LIVINGSTON v. FAST CASH USA, INC.

Supreme Court of Indiana (2001)

Facts

Issue

Holding — Rucker, J.

Rule

Reasoning

Deep Dive: How the Court Reached Its Decision

Statutory Interpretation

The Supreme Court of Indiana began its reasoning by emphasizing the importance of the express language of the Indiana Uniform Consumer Credit Code (IUCCC) in interpreting the statutes at issue. The Court noted that when a statute has not previously been construed, the literal wording must guide its interpretation, and the legislative intent should be determined by analyzing the text as a whole. The Court applied established principles of statutory construction, which dictate that the specific provisions of a statute should be understood within the context of its overall purposes and objectives. Additionally, the Court underscored the need to avoid interpretations that would lead to absurd or harsh outcomes, aligning its reasoning with the legislative intent to protect consumers from excessively high finance charges. By focusing on the language and intent behind the IUCCC, the Court aimed to clarify the relationship between the different provisions governing loan finance charges and minimum loan finance charges.

Legislative Intent

The Court explored the legislative history and context of the IUCCC to ascertain its underlying goals. It highlighted that the IUCCC was designed to simplify and modernize consumer lending laws, which included establishing clear limits on finance charges for loans. The Court observed that the minimum loan finance charge specified in section 24-4.5-3-508(7) should not be viewed as an absolute exemption from the maximum annual percentage rate (APR) limitations set forth in section 24-4.5-3-508(2). The Court reasoned that allowing lenders to impose a minimum charge that drastically exceeded the permissible APR would contradict the statute's purpose and undermine the protections intended for consumers. Furthermore, the Court noted that the structure of the IUCCC presumed loans would generally be for longer terms, which was inconsistent with the short-term nature of payday loans.

Absurdity and Anomalies

In its analysis, the Court identified potential absurdities that would arise from interpreting the statutes in a way that allowed lenders to charge minimum finance charges exceeding the APR limits. The Court pointed out that if lenders could apply the minimum charge regardless of the APR restrictions, it would create a situation where a lender could charge $33 for a two-week loan that otherwise would yield a mere few dollars in interest.

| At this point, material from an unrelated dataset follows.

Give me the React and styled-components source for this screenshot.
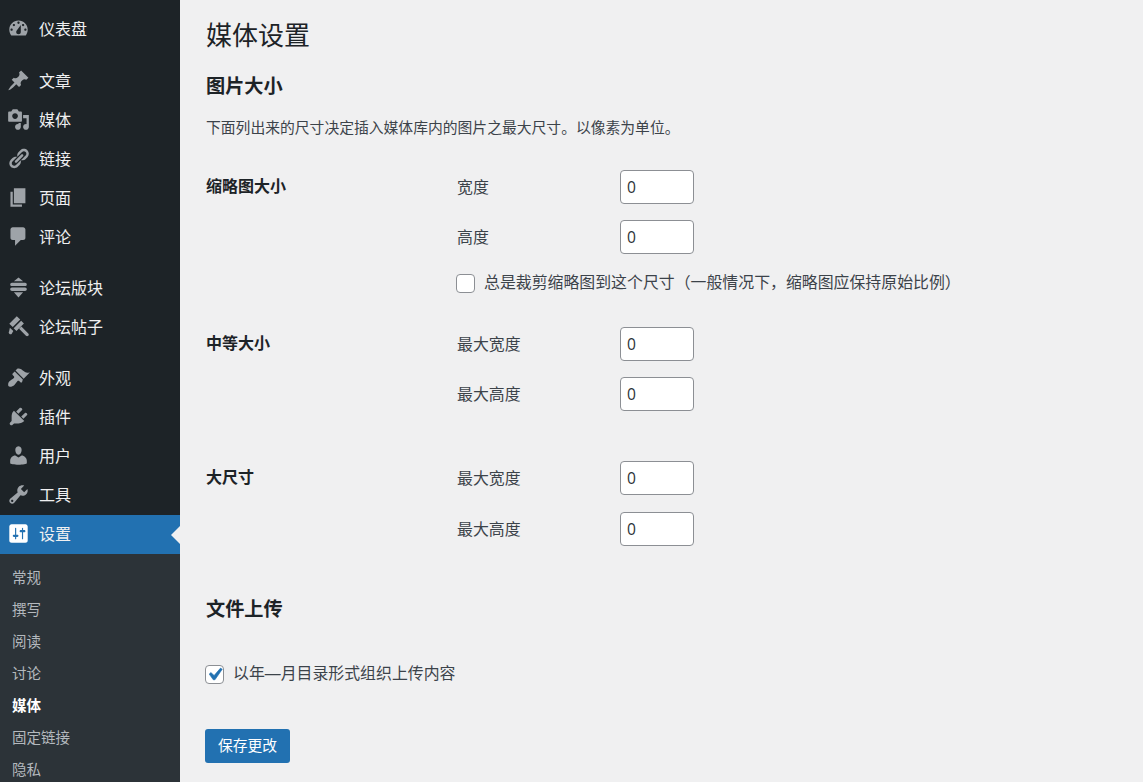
import React from "react";
import styled, { createGlobalStyle } from "styled-components";

const FONT = `"Liberation Sans", "Noto Sans CJK SC", sans-serif`;

const GlobalStyle = createGlobalStyle`
  html, body {
    margin: 0;
    height: 100%;
    overflow: hidden;
    background: #f0f0f1;
    font-family: ${FONT};
  }
`;

const Page = styled.div`
  display: flex;
  height: 782px;
  overflow: hidden;
`;

const Sidebar = styled.nav`
  width: 180px;
  flex-shrink: 0;
  height: 782px;
  overflow: hidden;
  background: #1d2327;
  padding-top: 10px;
  box-sizing: border-box;
`;

const MenuRow = styled.div`
  position: relative;
  display: flex;
  align-items: center;
  height: 39px;
  margin-top: ${(p) => p.$gap || 0}px;
  padding-left: 7px;
  gap: 9px;
  color: #f0f0f1;
  font-size: 16px;
  background: ${(p) => (p.$active ? "#2271b1" : "transparent")};

  svg {
    width: 23px;
    height: 23px;
    margin-bottom: 2px;
    flex-shrink: 0;
    fill: ${(p) => (p.$active ? "#ffffff" : "#9ea3a8")};
  }
`;

const MenuLabel = styled.span`
  padding-bottom: 3px;
`;

const ActiveArrow = styled.span`
  position: absolute;
  right: 0;
  top: 50%;
  margin-top: -9px;
  border: 9px solid transparent;
  border-right-color: #f0f0f1;
  border-left-width: 0;
`;

const SubMenu = styled.div`
  background: #2c3338;
  padding-top: 8px;
  height: 240px;
`;

const SubItem = styled.div`
  height: 32px;
  line-height: 32px;
  padding-left: 12px;
  font-size: 14.5px;
  color: ${(p) => (p.$current ? "#ffffff" : "#b4b9be")};
  font-weight: ${(p) => (p.$current ? 700 : 400)};
`;

const Main = styled.main`
  flex: 1;
  padding-left: 26px;
  color: #1d2327;
`;

const Title = styled.h1`
  margin: 0;
  padding-top: 18px;
  font-size: 26px;
  line-height: 36px;
  font-weight: 400;
`;

const SectionTitle = styled.h2`
  margin: ${(p) => p.$top}px 0 0;
  font-size: 19.2px;
  line-height: 28px;
  font-weight: 600;
`;

const Intro = styled.p`
  margin: 15px 0 0;
  font-size: 14.8px;
  line-height: 24px;
  color: #3c434a;
`;

const SizeRow = styled.section`
  display: grid;
  grid-template-columns: 251px 1fr;
  margin-top: ${(p) => p.$top}px;
`;

const SizeName = styled.div`
  font-size: 16px;
  font-weight: 600;
  line-height: 34px;
`;

const Fields = styled.div`
  display: flex;
  flex-direction: column;
  gap: ${(p) => p.$gap || 16}px;
`;

const Field = styled.label`
  display: flex;
  align-items: center;
  color: #3c434a;
  font-size: 15.9px;

  span {
    width: 163px;
    padding-bottom: 2px;
  }
`;

const NumberBox = styled.input`
  box-sizing: border-box;
  width: 74px;
  height: 34px;
  padding: 0 6px;
  border: 1px solid #8c8f94;
  border-radius: 4px;
  background: #fff;
  color: #2c3338;
  font-family: "Open Sans", sans-serif;
  font-size: 15.6px;
`;

const CheckLine = styled.label`
  display: flex;
  align-items: center;
  gap: 9px;
  color: #3c434a;
  font-size: 15.9px;
  line-height: 20px;
  margin-top: ${(p) => p.$top}px;
  margin-left: -1px;
`;

const CheckBox = styled.span`
  display: flex;
  align-items: center;
  justify-content: center;
  box-sizing: border-box;
  width: 19px;
  height: 19px;
  border: 1px solid #8c8f94;
  border-radius: 4px;
  background: #fff;

  svg {
    width: 25px;
    height: 25px;
    fill: #2271b1;
    stroke: #2271b1;
    stroke-width: 0.5;
    flex-shrink: 0;
  }
`;

const SaveButton = styled.button`
  display: block;
  width: 85px;
  height: 34px;
  margin: 45px 0 0 -1px;
  border: 0;
  border-radius: 3px;
  background: #2271b1;
  color: #fff;
  font-family: ${FONT};
  font-size: 14.8px;
  padding: 0 0 3px;
`;

const Icon = ({ d }) => (
  <svg viewBox="0 0 20 20" fillRule="evenodd" aria-hidden="true">
    <path d={d} />
  </svg>
);

const ICONS = {
  dashboard:
    "M3.76 16h12.48c1.1-1.37 1.76-3.11 1.76-5 0-4.42-3.58-8-8-8s-8 3.58-8 8c0 1.89.66 3.63 1.76 5zM10 4c.55 0 1 .45 1 1s-.45 1-1 1-1-.45-1-1 .45-1 1-1zM6 6c.55 0 1 .45 1 1s-.45 1-1 1-1-.45-1-1 .45-1 1-1zm8 0c.55 0 1 .45 1 1s-.45 1-1 1-1-.45-1-1 .45-1 1-1zm-5.37 5.55L12 7v6c0 1.1-.9 2-2 2s-2-.9-2-2c0-.57.24-1.08.63-1.45zM4 10c.55 0 1 .45 1 1s-.45 1-1 1-1-.45-1-1 .45-1 1-1zm12 0c.55 0 1 .45 1 1s-.45 1-1 1-1-.45-1-1 .45-1 1-1z",
  post:
    "M10.44 3.02l1.82-1.82 6.36 6.35-1.83 1.82c-1.05-.68-2.48-.57-3.41.36l-.75.75c-.92.93-1.04 2.35-.35 3.41l-1.83 1.82-2.41-2.41-2.8 2.79c-.42.42-3.38 2.71-3.8 2.29s1.86-3.39 2.28-3.81l2.79-2.79L4.1 9.36l1.83-1.82c1.05.69 2.48.57 3.4-.36l.75-.75c.93-.92 1.05-2.35.36-3.41z",
  media:
    "M13 11V4c0-.55-.45-1-1-1h-1.67L9 1H5L3.67 3H2c-.55 0-1 .45-1 1v7c0 .55.45 1 1 1h10c.55 0 1-.45 1-1zM7 4.5c1.38 0 2.5 1.12 2.5 2.5S8.38 9.5 7 9.5 4.5 8.38 4.5 7 5.62 4.5 7 4.5zM14 6h5v10.5c0 1.38-1.12 2.5-2.5 2.5S14 17.88 14 16.5s1.12-2.5 2.5-2.5c.17 0 .34.02.5.05V9h-3V6zm-4 8.05V13h2v3.5c0 1.38-1.12 2.5-2.5 2.5S7 17.88 7 16.5 8.12 14 9.5 14c.17 0 .34.02.5.05z",
  links:
    "M17.74 2.76c1.68 1.69 1.68 4.41 0 6.1l-1.53 1.52c-1.12 1.12-2.7 1.47-4.14 1.09l2.62-2.61.76-.77.76-.76c.84-.84.84-2.2 0-3.04-.84-.85-2.2-.85-3.04 0l-.77.76-3.38 3.38c-.37-1.44-.02-3.02 1.1-4.14l1.52-1.53c1.69-1.68 4.42-1.68 6.1 0zM8.59 13.43l5.34-5.34c.42-.42.42-1.1 0-1.52-.44-.43-1.13-.39-1.53 0l-5.33 5.34c-.42.42-.42 1.1 0 1.52.44.43 1.13.39 1.52 0zm-.76 2.29l4.14-4.15c.38 1.44.03 3.02-1.09 4.14l-1.52 1.53c-1.69 1.68-4.41 1.68-6.1 0-1.68-1.68-1.68-4.42 0-6.1l1.53-1.52c1.12-1.12 2.7-1.47 4.14-1.1l-4.14 4.15c-.85.84-.85 2.2 0 3.05.84.84 2.2.84 3.04 0z",
  page: "M6 15V2h10v13H6zm-1 1h8v2H3V5h2v11z",
  comments:
    "M5 2h9c1.1 0 2 .9 2 2v7c0 1.1-.9 2-2 2h-2l-5 5v-5H5c-1.1 0-2-.9-2-2V4c0-1.1.9-2 2-2z",
  forums:
    "M10 1.2l4 3.4H6zM4.300 5.800h11.400c.8 0 1.500.7 1.500 1.500s-.7 1.500-1.500 1.500H4.300c-.8 0-1.500-.7-1.500-1.500s.7-1.500 1.500-1.500zM4.300 10h11.400c.8 0 1.500.7 1.500 1.500s-.7 1.500-1.500 1.500H4.300c-.8 0-1.500-.7-1.500-1.500s.7-1.500 1.500-1.500zM6 14.200h8l-4 4.600z",
  topics:
    "M8.500 1l3 3-6.500 6.500-3-3zM12.300 5l2.400 2.400-6.500 6.500-2.400-2.400zM12.500 10l6 6c.6.6.6 1.500 0 2s-1.500.6-2 0l-6-6zM2.500 11l3 3-1.500 2.500c-.5.5-1.500.3-2-.2s-.7-1.500-.2-2z",
  appearance:
    "M14.480 11.060L7.410 3.990l1.500-1.500c.5-.56 2.300-.47 3.510.32 1.210.8 1.430 1.280 2.910 2.100 1.180.64 2.450 1.260 4.450.85zm-.71.71L6.700 4.700 4.930 6.470c-.39.39-.39 1.020 0 1.410l1.060 1.060c.39.39.39 1.030 0 1.420-.6.6-1.430 1.110-2.210 1.690-.35.26-.7.53-1.010.84C1.430 13.710 1 14.910 1 16.500c0 .8.700 1.500 1.500 1.500 1.600 0 2.790-.43 4.140-1.770.31-.31.58-.66.84-1.010.58-.78 1.090-1.610 1.690-2.210.39-.39 1.030-.39 1.420 0l1.060 1.060c.39.39 1.020.39 1.410 0z",
  plugins:
    "M13.110 4.360L9.870 7.600 8 5.730l3.240-3.240c.35-.34 1.050-.2 1.560.32.52.51.66 1.210.31 1.550zm-8 1.770l.91-1.120 9.010 9.010-1.190.84c-.71.71-2.630 1.160-3.820 1.160H6.140L4.900 17.260c-.59.59-1.540.59-2.120 0-.59-.58-.59-1.530 0-2.120l1.240-1.240v-3.880c0-1.130.4-3.190 1.090-3.890zm7.260 3.970l3.240-3.240c.34-.35 1.040-.21 1.550.31.52.51.66 1.210.31 1.550l-3.240 3.250z",
  users:
    "M10 9.250c-2.270 0-2.730-3.440-2.730-3.440C7 4.020 7.820 2 9.970 2c2.160 0 2.980 2.020 2.710 3.810 0 0-.41 3.440-2.680 3.440zm0 2.570L12.720 10c2.390 0 4.520 2.330 4.520 4.530v2.490s-3.650 1.130-7.240 1.130c-3.650 0-7.240-1.130-7.240-1.130v-2.490c0-2.250 1.940-4.480 4.470-4.480z",
  tools:
    "M16.680 9.770c-1.340 1.340-3.300 1.670-4.950.99l-5.410 6.520c-.99.99-2.590.99-3.580 0s-.99-2.590 0-3.570l6.520-5.420c-.68-1.650-.35-3.610.99-4.950 1.280-1.280 3.120-1.620 4.720-1.060l-2.890 2.890 2.820 2.820 2.860-2.870c.53 1.580.18 3.390-1.080 4.650zM3.810 16.210c.4.39 1.040.39 1.430 0 .4-.4.4-1.040 0-1.430-.39-.4-1.030-.4-1.430 0-.39.39-.39 1.030 0 1.430z",
  settings:
    "M18 16V4c0-1.100-.9-2-2-2H4c-1.100 0-2 .9-2 2v12c0 1.100.9 2 2 2h12c1.100 0 2-.9 2-2zM8 11h1c.55 0 1 .45 1 1s-.45 1-1 1H8v1.500c0 .28-.22.5-.5.5s-.5-.22-.5-.5V13H6c-.55 0-1-.45-1-1s.45-1 1-1h1V5.500c0-.28.22-.5.5-.5s.5.22.5.5V11zm5-2h-1c-.55 0-1-.45-1-1s.45-1 1-1h1V5.500c0-.28.22-.5.5-.5s.5.22.5.5V7h1c.55 0 1 .45 1 1s-.45 1-1 1h-1v5.500c0 .28-.22.5-.5.5s-.5-.22-.5-.5V9z",
};

const MENU = [
  { label: "仪表盘", icon: "dashboard" },
  { label: "文章", icon: "post", gap: 13 },
  { label: "媒体", icon: "media" },
  { label: "链接", icon: "links" },
  { label: "页面", icon: "page" },
  { label: "评论", icon: "comments" },
  { label: "论坛版块", icon: "forums", gap: 12 },
  { label: "论坛帖子", icon: "topics" },
  { label: "外观", icon: "appearance", gap: 12 },
  { label: "插件", icon: "plugins" },
  { label: "用户", icon: "users" },
  { label: "工具", icon: "tools" },
  { label: "设置", icon: "settings", active: true },
];

const SUBMENU = ["常规", "撰写", "阅读", "讨论", "媒体", "固定链接", "隐私"];

const SizeFields = ({ labels }) =>
  labels.map((label) => (
    <Field key={label}>
      <span>{label}</span>
      <NumberBox type="text" defaultValue="0" />
    </Field>
  ));

const App = () => (
  <Page>
    <GlobalStyle />
    <Sidebar>
      {MENU.map((item) => (
        <MenuRow key={item.label} $gap={item.gap} $active={item.active}>
          <Icon d={ICONS[item.icon]} />
          <MenuLabel>{item.label}</MenuLabel>
          {item.active && <ActiveArrow />}
        </MenuRow>
      ))}
      <SubMenu>
        {SUBMENU.map((label) => (
          <SubItem key={label} $current={label === "媒体"}>
            {label}
          </SubItem>
        ))}
      </SubMenu>
    </Sidebar>

    <Main>
      <Title>媒体设置</Title>
      <SectionTitle $top={19}>图片大小</SectionTitle>
      <Intro>下面列出来的尺寸决定插入媒体库内的图片之最大尺寸。以像素为单位。</Intro>

      <SizeRow $top={30}>
        <SizeName>缩略图大小</SizeName>
        <Fields>
          <SizeFields labels={["宽度", "高度"]} />
          <CheckLine $top={3}>
            <CheckBox />
            总是裁剪缩略图到这个尺寸（一般情况下，缩略图应保持原始比例）
          </CheckLine>
        </Fields>
      </SizeRow>

      <SizeRow $top={34}>
        <SizeName>中等大小</SizeName>
        <Fields>
          <SizeFields labels={["最大宽度", "最大高度"]} />
        </Fields>
      </SizeRow>

      <SizeRow $top={50}>
        <SizeName>大尺寸</SizeName>
        <Fields $gap={17}>
          <SizeFields labels={["最大宽度", "最大高度"]} />
        </Fields>
      </SizeRow>

      <SectionTitle $top={50}>文件上传</SectionTitle>
      <CheckLine $top={40}>
        <CheckBox>
          <svg viewBox="0 0 20 20" aria-hidden="true">
            <path d="M14.830 4.890l1.340.94-5.810 8.380H9.020L5.780 9.670l1.340-1.250 2.570 2.400z" />
          </svg>
        </CheckBox>
        以年—月目录形式组织上传内容
      </CheckLine>
      <SaveButton type="button">保存更改</SaveButton>
    </Main>
  </Page>
);

export default App;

This interpretation would produce unreasonable results that the legislature likely did not intend. The Court emphasized that the existing statutory framework simply does not accommodate the short-term payday loan model without leading to anomalous and contradictory outcomes. By illustrating these absurdities, the Court reinforced its stance that the statutes must be read cohesively to maintain logical consistency within the IUCCC.

Conclusion on Finance Charges

The Supreme Court ultimately concluded that the minimum loan finance charges for supervised loans outlined in Indiana Code section 24-4.5-3-508(7) are restricted by the maximum APR limitations set forth in Indiana Code section 24-4.5-3-508(2) and the loansharking statute in Indiana Code section 35-45-7-2. The ruling indicated that lenders must ensure their finance charges remain compliant with the overarching legislative limits intended to protect consumers from excessive lending fees. The Court's decision clarified that, regardless of the minimum charge established, it cannot exceed the legally permissible finance charge based on the loan's duration. By aligning its interpretation with the legislative intent and avoiding the pitfalls of absurd outcomes, the Court aimed to uphold the integrity of consumer protection laws within the IUCCC.